Brussels School, last quarter of the 15th Century
- The Virgin and Child enthroned in an Interior with Angels carrying Instruments of the Passion
- Oil on oak panel, in an engaged frame
The pose of the Virgin and Child appears to derive from a half-length treatment of the subject by Van der Weyden in the Huntington Library, Los Angeles, in which the Christ Child similarly reaches forwards with his arms (here holding a rosary, in the Huntington picture a book), under the careful watch of his mother.1 Whereas in the Rogier prototype the legs of the Christ Child extend directly beneath him, here they are bowed and project to his right, in a development of the design that also recurs in a painting of The Virgin and Child with two Angels given by Friedländer to Hans Memling, of unknown location.2Memling himself was trained under Van der Weyden in Brussels, and following his master's death in 1464 established himself as an independent master in the city of Bruges, as a result of which the present design was most likely transferred to that flourishing artistic centre.
The interior setting with distinctive tiled flooring and use of a brocaded badalcchino to provide the backdrop to the central figures also finds parallels in the work of Van der Weyden, for example in his Altarpice of the Virgin in the Royal Chapel, Granada, and the broad, idealised facial types to the Virgin and Child and attendant angels are unmistakenly indebted to that master. Less typical however is the highly unusual depiction of Angels carrying the instruments of the Passion, a subject rarely to be found in Early Netherlandish Painting, although similar compositional (rather than iconographical) types exist within the work of more minor masters working in Brussels in the Van der Weyden following, such as An Interior with the Virgin and Child enthroned with Angels by the Master of the Barbara Legend listed by Friedländer as in the M. Stern Collection, Montreal.3 The instruments of the Passion carried by the angels represent a clear premonition of Christ's forthcoming sacrifice and it is for this reason that the Virgin is depicted in red robes (an allusion to Christ's blood) rather than the more normal blue or white drapery.
With regard to dating, dendrochronological analysis to the present panel conducted by Dr Iain Tyers (whose report is available on request) has identified that the three vertical oak boards were derived from two trees which were still growing in 1462 in the eastern Baltic. Allowing for missing sapwood and typical usage intervals, Dr.

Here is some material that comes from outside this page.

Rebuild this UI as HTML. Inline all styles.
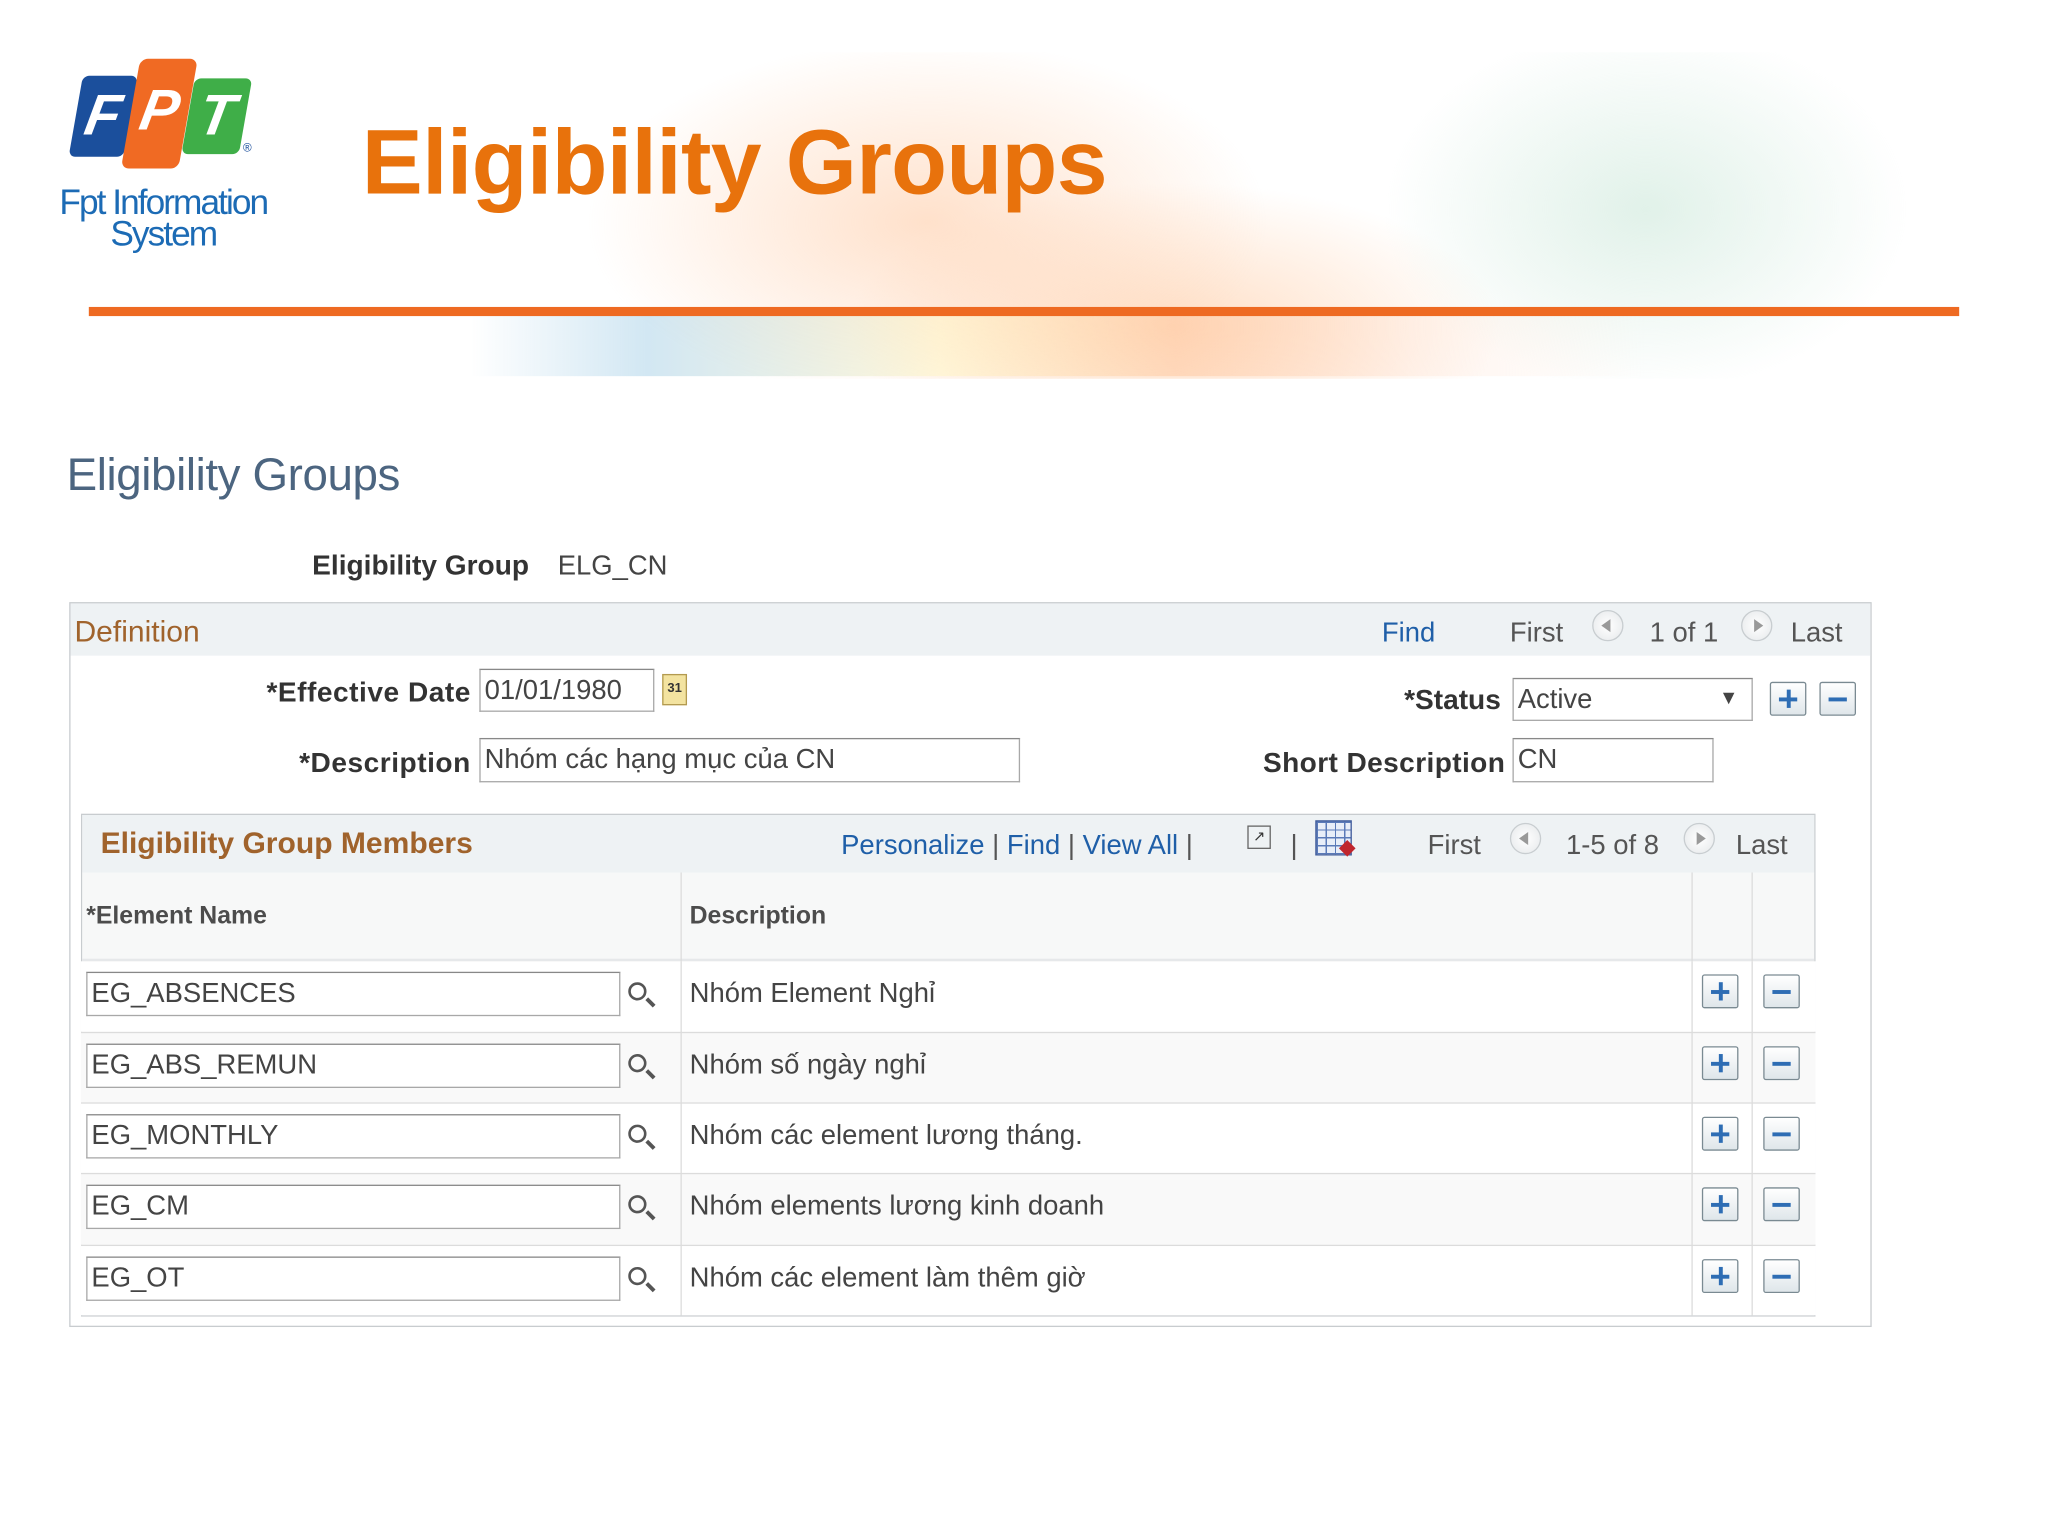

Tyers believes that the boards are likely to have been felled after circa 1470 and were probably utilised before circa 1502. This technical analysis to the panel supports a likely date of execution for the painting by an artist working in the close following of Van der Weyden during the the last quarter of the 15th century.
When published by Guislain-Wittermann in 1980/1 (see under Literature) the present work formed the central panel of a composed triptych, the wings by a lesser hand. The left wing displays a Nativity with, in the background, the Annunciation to the Shepherds and the Ecce Agnus Dei; and the right a donor, with the Magdalene, a bishop saint, Saint Peter and Saint Jerome. On the reverses of the wings is an Annunciation, painted en grisaille, similar to that on the reverses of the wings of the Portinari Triptych by Hugo van der Goes. They are charged with coats of arms of the Pardo and Ribardeneira families from Spain, although technical analysis carried out suggests that these cover earlier crests beneath.
1. See M.J. Friedländer, Early Netherlandish Painting, Rogier van der Weyden and the Master of Flemalle, vol. II, Leyden 1972, no. 40, reproduced plate 62.
2. See M.J. Friedländer, Early Netherlandish Painting, Hans Memlinc and Gerard David, vol. VI, part I, Leyden 1972, no. 57, reproduced plate 102.
3. See M.J. Friedländer, Early Netherlandish Painting, Hugo van der Goes, vol. IV, Leyden 1972, no. 65, reproduced plate 62.